Fin de semana raro. Tenía previsto pasarlo en Aigües tomando el sol, dándome tal vez algún baño en el Mediterráneo. Sin hacer gran cosa. Descansando.
Se me torció.
Literalmente.
Sufrí lo que podría llamarse un accidente doméstico. Estaba solo y me empeñé -jodé, qué cabezota- en cargar un objeto pesado por mi propia cuenta. La espalda me falló. Me sobrevino un desgarrón.
Debió ser importante, porque incluso lo oí. Un crash repelente.
Traté de hacer como si nada, por puro aburrimiento. Mis dolencias me tienen harto. Así que me bajé a El Campello, a charlar con un amigo de Rebelión. Descubrí que nos conocíamos de hace mucho. Fue un grato reencuentro.

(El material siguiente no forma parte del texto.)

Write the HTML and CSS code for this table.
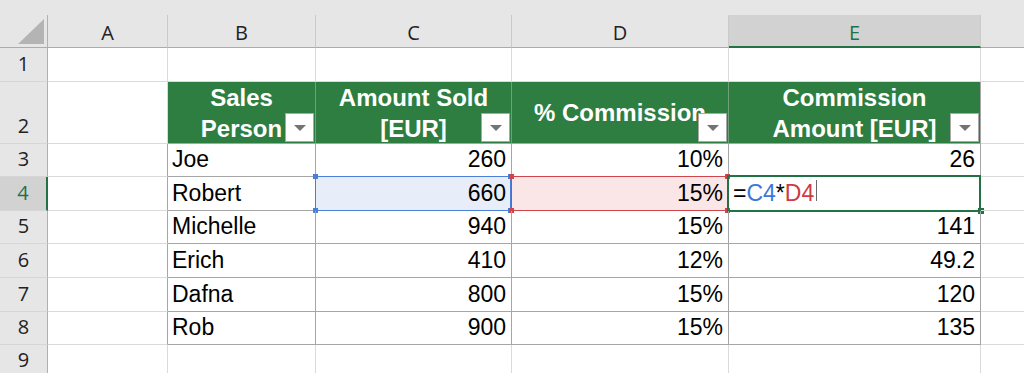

Estábamos de cháchara en una terraza a la orilla del mar cuando nos topamos con un periodista amigo, Pepe, de Sant Vicent del Raspeig. La conversación fue muy estimulante. Pepe tiene un proyecto periodístico alicantino, al que le gustaría que me sumara. No desdeñé la idea. Cualquiera sabe.
Regresé a la montaña ya tarde. Casi ni me acordaba de la espalda.
Me acosté pronto.
Ayer domingo me desperté inmóvil. Fijo. Inválido total.
Nada. No había forma. Cada intento de movimiento era un fracaso. Un doloroso fracaso.
Podría detallar la situación, pero me da corte. Una cosa es que esto sea un Diario y otra que funcione como un permanente parte médico.
Resumiendo: acabé incorporándome, pero moverme de aquí para allá era un empeño inútil. Mientras estaba quieto todo funcionaba relativamente bien. Sentado ante el ordenador, o ante la tele, no notaba ninguna molestia. Pero, así que emprendía cualquier tarea, el dolor me asaltaba, inclemente.
De modo que me armé de paciencia y, tras escribir el apunte del Diario, me senté ante la televisión. Y, ya metido en gastos, me tragué de una tacada todos los partidos del Mundial. Vía Vía Digital, valga la redundancia. Argentina-Nigeria, Paraguay-Sudáfrica, Inglaterra-Suecia, España-Eslovenia. Uno tras otro, con cabezadas intermedias, provocadas por el madrugón y los analgésicos.
De todo ello -que fue mucho-, lo que más me llamó la atención fue la actuación de Javier de Pedro, el jugador de la Real Sociedad al que Camacho ha metido en la selección de la Federación Española de Fútbol.
De Pedro nunca me había caído bien. Me parecía un llorón. Como Figo, pero en peor. Un tipo que siempre se está quejando, como aquejado de un permanente ataque de disgusto con la vida, más serio que un palo.
A lo largo de la temporada, en tanto que aficionado realista, lo he visto tropecientas veces. Me he cabreado una y otra vez con ese aire suyo de víctima resignada ante la obligación de jugar con compañeros tan flojos, tan incompetentes. Con esa pose de hastío permanente por convivir con semejante chusma. «¿Qué se creerá que es él?», me preguntaba.
Ayer, de repente, comprendí que estaba equivocado. De Pedro es, efectivamente, un hombre desaprovechado, que está malgastando su carrera profesional en un equipo mediocre. Puesto junto a otros jugadores excepcionales, es buenísimo. Tiene chispa, genio, visión de la jugada. Sabe. Vale. Pero, para que alguien pueda aprovechar un pase tan impresionante como el que él le hizo a Valerón, hace falta que ese alguien tenga la categoría de Valerón.
¿Por qué lleva tantos años ese pobre hombre en la Real Sociedad, en vez de hacerse multimillonario en un equipo grande? Es incomprensible. ¿Sólo Camacho se ha dado cuenta de sus potencialidades?
Llegué a la conclusión de que un equipo de fútbol viene a ser como un equipo de música. De poco vale que el amplificador sea buenísimo si los altavoces son una caca. Al final, suena de pena.
Javier Ortiz. Diario de un resentido social (3 de junio de 2002). Subido a "Desde Jamaica" el 28 de abril de 2017.